---------- DATA SECTION ----------

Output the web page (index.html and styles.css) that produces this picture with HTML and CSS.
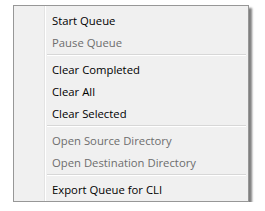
FILE: index.html
```html
<!DOCTYPE html>
<html lang="en">
<head>
    <meta charset="UTF-8">
    <title>Queue menu</title>
    <link rel="stylesheet" href="styles.css">
</head>
<body>
    <div class="menu">
        <div class="item">Start Queue</div>
        <div class="item disabled">Pause Queue</div>
        <div class="sep"></div>
        <div class="item">Clear Completed</div>
        <div class="item">Clear All</div>
        <div class="item">Clear Selected</div>
        <div class="sep"></div>
        <div class="item disabled">Open Source Directory</div>
        <div class="item disabled">Open Destination Directory</div>
        <div class="sep"></div>
        <div class="item">Export Queue for CLI</div>
    </div>
</body>
</html>
```

FILE: styles.css
```css
body {
    margin: 0;
    padding: 5px 0 0 13px;
    background: #fff;
    font-family: "Open Sans", "Noto Sans", sans-serif;
    font-size: 11.3px;
}

.menu {
    position: relative;
    width: 234px;
    padding: 3px 0 1px;
    background: #f0f0f0;
    border: 1px solid #979797;
    box-shadow: 3px 3px 2px rgba(0, 0, 0, 0.5);
}

/* icon gutter line */
.menu::before {
    content: "";
    position: absolute;
    top: 0;
    bottom: 0;
    left: 30px;
    width: 1px;
    background: #e3e3e3;
    border-right: 1px solid #fff;
}

.item {
    position: relative;
    height: 22px;
    line-height: 24px;
    padding-left: 38px;
    color: #000;
    white-space: nowrap;
}

.item.disabled {
    color: #6d6d6d;
}

.sep {
    position: relative;
    height: 5px;
    margin: 0 2px 0 33px;
}

.sep::after {
    content: "";
    position: absolute;
    left: 0;
    right: 0;
    top: 1px;
    height: 1px;
    background: #d7d7d7;
    border-bottom: 1px solid #fff;
}
```
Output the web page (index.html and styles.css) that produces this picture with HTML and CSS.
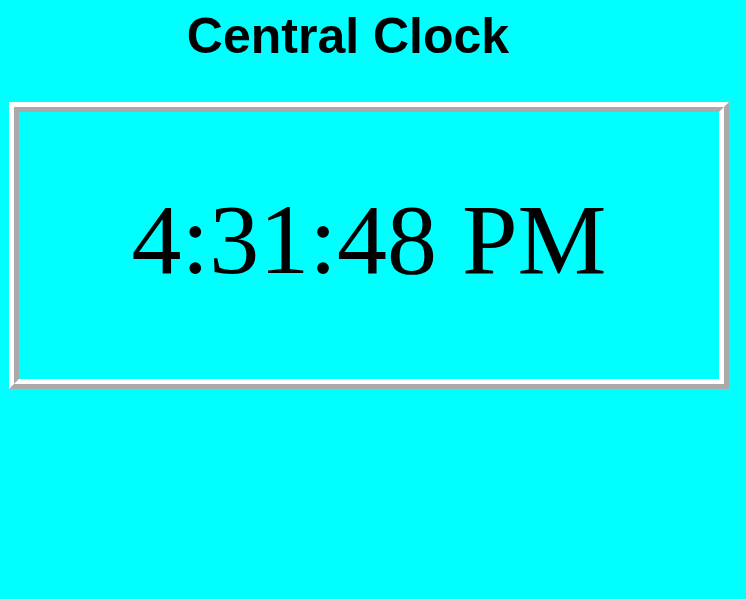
FILE: index.html
```html
<!DOCTYPE html>
<html>
<head>
<meta charset="utf-8">
<link rel="stylesheet" href="styles.css">
</head>
<body>
<div class="page">
  <h1 class="title">Central Clock</h1>
  <div class="frame">
    <div class="cell"><span class="time">4:31:48 PM</span></div>
  </div>
</div>
</body>
</html>
```
FILE: styles.css
```css
html, body {
  margin: 0;
  padding: 0;
  background: #00ffff;
}
.page {
  padding: 8px 0 0 8px;
}
.title {
  margin: 0;
  width: 680px;
  text-align: center;
  font-family: "Liberation Sans", Arial, sans-serif;
  font-weight: bold;
  font-size: 50px;
  line-height: 57px;
  color: #000;
}
.frame {
  box-sizing: border-box;
  margin: 37px 0 0 1px;
  width: 720px;
  height: 287px;
  border: 5px solid;
  border-color: #ffffff #aaaaaa #aaaaaa #ffffff;
  display: flex;
}
.cell {
  flex: 1;
  border: 5px solid;
  border-color: #aaaaaa #ffffff #ffffff #aaaaaa;
  padding-bottom: 12px;
  display: flex;
  align-items: center;
  justify-content: center;
}
.time {
  font-family: "Liberation Serif", "Times New Roman", serif;
  font-size: 100px;
  line-height: 100px;
  color: #000;
}
```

----------

| WRITTEN INSTRUCTION |
Each entry shown above must be quoted exactly, with its pictures left out.

| RESULT BELOW |
Output the web page (index.html and styles.css) that produces this picture with HTML and CSS.
FILE: index.html
```html
<!DOCTYPE html>
<html lang="en">
<head>
    <meta charset="UTF-8">
    <title>Queue menu</title>
    <link rel="stylesheet" href="styles.css">
</head>
<body>
    <div class="menu">
        <div class="item">Start Queue</div>
        <div class="item disabled">Pause Queue</div>
        <div class="sep"></div>
        <div class="item">Clear Completed</div>
        <div class="item">Clear All</div>
        <div class="item">Clear Selected</div>
        <div class="sep"></div>
        <div class="item disabled">Open Source Directory</div>
        <div class="item disabled">Open Destination Directory</div>
        <div class="sep"></div>
        <div class="item">Export Queue for CLI</div>
    </div>
</body>
</html>
```

FILE: styles.css
```css
body {
    margin: 0;
    padding: 5px 0 0 13px;
    background: #fff;
    font-family: "Open Sans", "Noto Sans", sans-serif;
    font-size: 11.3px;
}

.menu {
    position: relative;
    width: 234px;
    padding: 3px 0 1px;
    background: #f0f0f0;
    border: 1px solid #979797;
    box-shadow: 3px 3px 2px rgba(0, 0, 0, 0.5);
}

/* icon gutter line */
.menu::before {
    content: "";
    position: absolute;
    top: 0;
    bottom: 0;
    left: 30px;
    width: 1px;
    background: #e3e3e3;
    border-right: 1px solid #fff;
}

.item {
    position: relative;
    height: 22px;
    line-height: 24px;
    padding-left: 38px;
    color: #000;
    white-space: nowrap;
}

.item.disabled {
    color: #6d6d6d;
}

.sep {
    position: relative;
    height: 5px;
    margin: 0 2px 0 33px;
}

.sep::after {
    content: "";
    position: absolute;
    left: 0;
    right: 0;
    top: 1px;
    height: 1px;
    background: #d7d7d7;
    border-bottom: 1px solid #fff;
}
```
Output the web page (index.html and styles.css) that produces this picture with HTML and CSS.
FILE: index.html
```html
<!DOCTYPE html>
<html>
<head>
<meta charset="utf-8">
<link rel="stylesheet" href="styles.css">
</head>
<body>
<div class="page">
  <h1 class="title">Central Clock</h1>
  <div class="frame">
    <div class="cell"><span class="time">4:31:48 PM</span></div>
  </div>
</div>
</body>
</html>
```
FILE: styles.css
```css
html, body {
  margin: 0;
  padding: 0;
  background: #00ffff;
}
.page {
  padding: 8px 0 0 8px;
}
.title {
  margin: 0;
  width: 680px;
  text-align: center;
  font-family: "Liberation Sans", Arial, sans-serif;
  font-weight: bold;
  font-size: 50px;
  line-height: 57px;
  color: #000;
}
.frame {
  box-sizing: border-box;
  margin: 37px 0 0 1px;
  width: 720px;
  height: 287px;
  border: 5px solid;
  border-color: #ffffff #aaaaaa #aaaaaa #ffffff;
  display: flex;
}
.cell {
  flex: 1;
  border: 5px solid;
  border-color: #aaaaaa #ffffff #ffffff #aaaaaa;
  padding-bottom: 12px;
  display: flex;
  align-items: center;
  justify-content: center;
}
.time {
  font-family: "Liberation Serif", "Times New Roman", serif;
  font-size: 100px;
  line-height: 100px;
  color: #000;
}
```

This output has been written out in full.